Step 2: Install wall storage first
Wall storage goes in before anything else because everything else gets positioned around it. Once you know which walls can hold a slatwall panel or rail system and where the studs are, install those first. The wall system defines your storage zones and tells you where floor storage can go without blocking access to the wall.
Step 3: Add overhead storage if your clearances allow
Once wall storage is in, check whether overhead storage is feasible given your ceiling height and car dimensions. If the clearances work, a compact overhead rack handles seasonal overflow that would otherwise sit on shelves taking up space you need for more accessible items.
Step 4: Fill in with floor shelving
Now you can see what floor space is genuinely available after wall and overhead storage are in. Position compact shelving units in the spots that don’t block parking, walking, or access to the wall storage. This is where most people start — which is why they run out of room.
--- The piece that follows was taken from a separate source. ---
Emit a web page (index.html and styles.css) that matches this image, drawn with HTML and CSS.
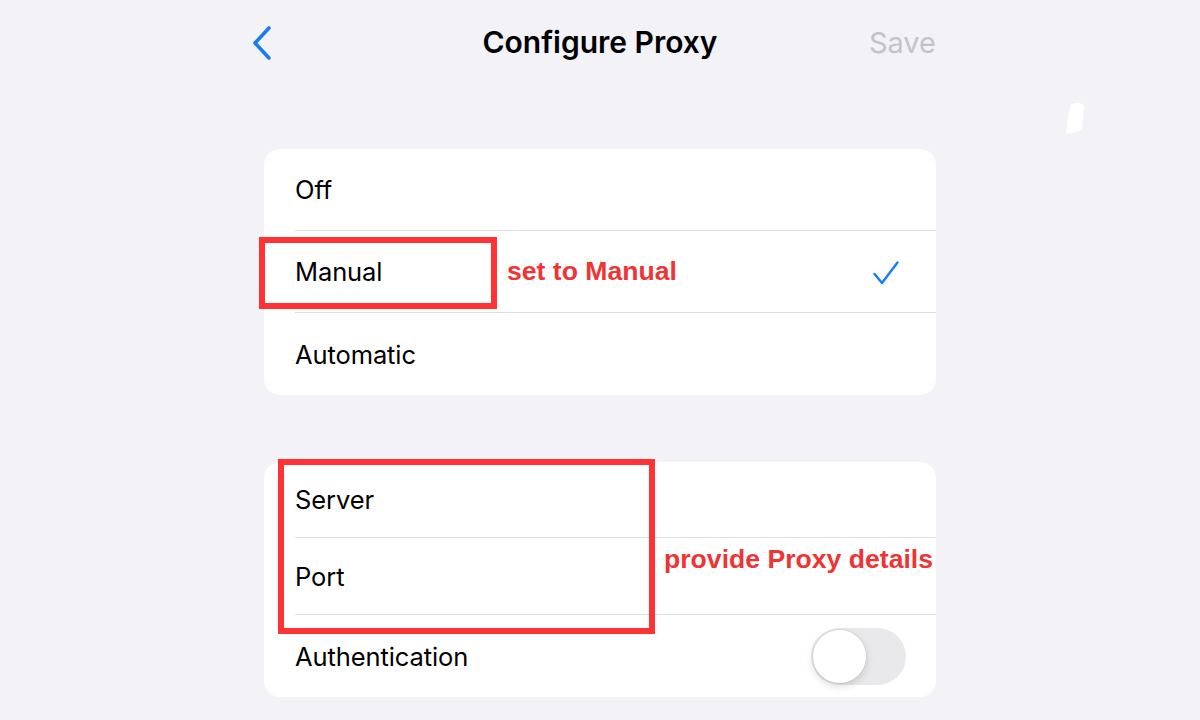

Step 5: Address gap spaces last
Once the main storage is in place, the gap spaces become obvious. Slim racks, small shelf units, and under-bench storage fill these in without adding to the visual clutter in the main space.
For planning your full layout: Garage layout ideas that actually work →
Bottom line
Small garage storage works when you treat it as a layered system built in the right order — walls first, ceiling second, floor shelving third, gap spaces last. Every solution you add should use space the previous layer couldn’t reach.
Measure everything before buying anything. The clearances in a small garage are tight enough that the difference between a rack that fits and one that doesn’t is often just a few inches.